As a child growing up, I mowed our family’s one-acre lawn with a riding lawnmower. I also worked on our neighbor’s farm, driving a tractor while the mean piled bales of hay on the wagon behind it. I used a sickle to cut the weeds along the roadside, swinging its razor-sharp blade back and forth in a productive rhythm as I walked along the fence. We used guns to hunt, put worms on fishing hooks and worked with heavy equipment, all on a normal day.

When I went to school, we heard continual lectures on the dangers of running with sharp scissors. It seems odd to me that we had these lectures at all. I have never heard nor met a kid who was injured with school scissors, but I know it must have happened, or they wouldn’t have put such emphasis on this dangerous device. I have seen more destruction brought about by one dodgeball than all the scissors combined. I can personally tell you of the bruises and aches acquired from stopping one of these balls and having it knock my legs out from under me.

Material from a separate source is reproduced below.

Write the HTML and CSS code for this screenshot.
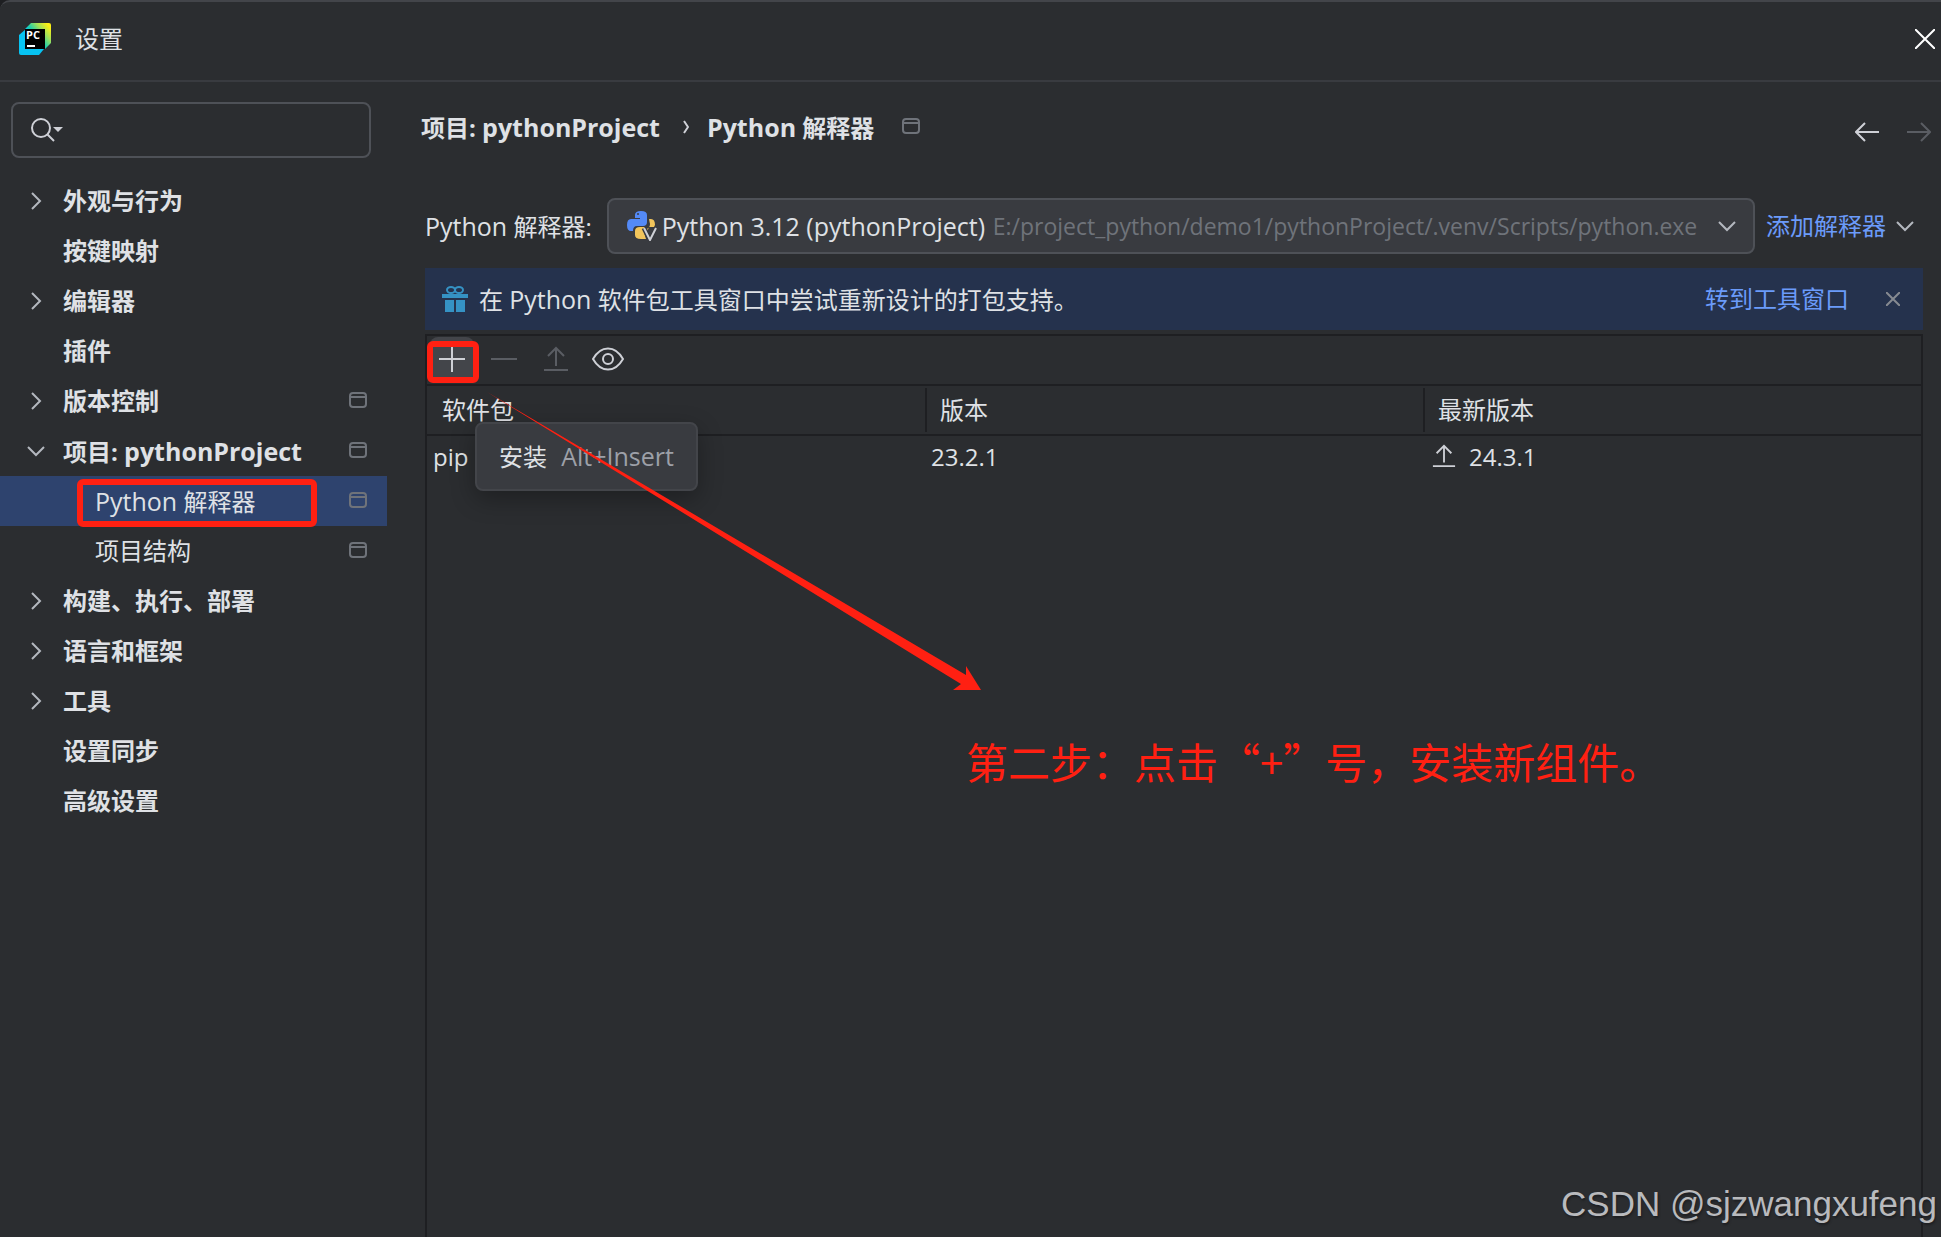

I would have taken the scissors safety lecture more seriously if it weren’t for gym class. In the school gymnasium, there was something more dangerous than scissors or a dodge ball: the rope.

No one ever gave me a lecture on the dangers of the rope. If you grew up in the same era I did, you know what I am talking about. A single rope hung from the high ceiling of the gymnasium. As a child, standing at the bottom and gazing up, it looked like the rope ended somewhere in the clouds. It wasn’t a thin rope but a thick, coarse one. My hand could barely grasp it. We were supposed to climb up this rope to the top of the gymnasium, tap the beam and slide back down to the floor.

To accomplish this feat, you would pull your legs up and wrap them tightly around the rope. Using just your hands and legs, you pushed/pulled yourself a foot or so and then repeat this process until you made it to the top. Sound easy, doesn’t it? – except hugging this rope felt like hugging a cactus, and the  only safety feature was a blue mat placed underneath the rope. I always thought calling it a mat was a misnomer, unless you can classify a doubled-up bedsheet as a mat. And no one ever warned me about the rope burns you acquired as you slid down. Smoke shouldn’t come from your inner thighs, and your hands shouldn’t have to beg you to let go as the pain and heat increased on the way down. The rope left its mark on many children, but in our next class, the teacher would again remind us about the dangers of scissors.

Last Sunday, I had the privilege of speaking at First Baptist Church, Maysville, Oklahoma. I have driven by this church but had never been inside. As I walked into the sanctuary and got settled, I had a few minutes to kill. They gave me a tour of their facilities, so I asked where the youth room was. They pointed down the hallway, and as I opened the door, I saw a group of students sitting around the table. All of them had a Bible in front of them; each Bible was open, and they were working through a portion of the Scriptures together.

It has been a long time since I have been in a youth Sunday school class where everyone had a printed Bible. It brought me back to those days when I was swinging a sickle and risking my life on a rope between heaven and earth, hanging on for dear life. But do you know the most dangerous thing you can do to a child? It’s failing to teach them to study the Word of God.

I have been working in Oak Hills Church in San Antonio, Texas. The children’s minister requires every child who can walk to carry a little backpack with a Bible inside and to carry that backpack into church. It warms my heart to see these 1-year-olds waddling into the nursery, each with a backpack and Bible.

I don’t think it’s a sin to read your Bible from a phone or an iPad, but nothing is better for study than a printed Bible. It won’t distract you with a popup from Twitter, Instagram, Facebook or email. You can write, make notes and learn to flip from book to book and record your spiritual thoughts.

“Study to shew thyself approved unto God, a workman that needeth not to be ashamed, rightly dividing the word of truth” (2 Tim. 2:15, KJV). Teach your children to do that, and you’ll help them avoid the greatest danger of all: not coming to know Jesus as Savior and Lord.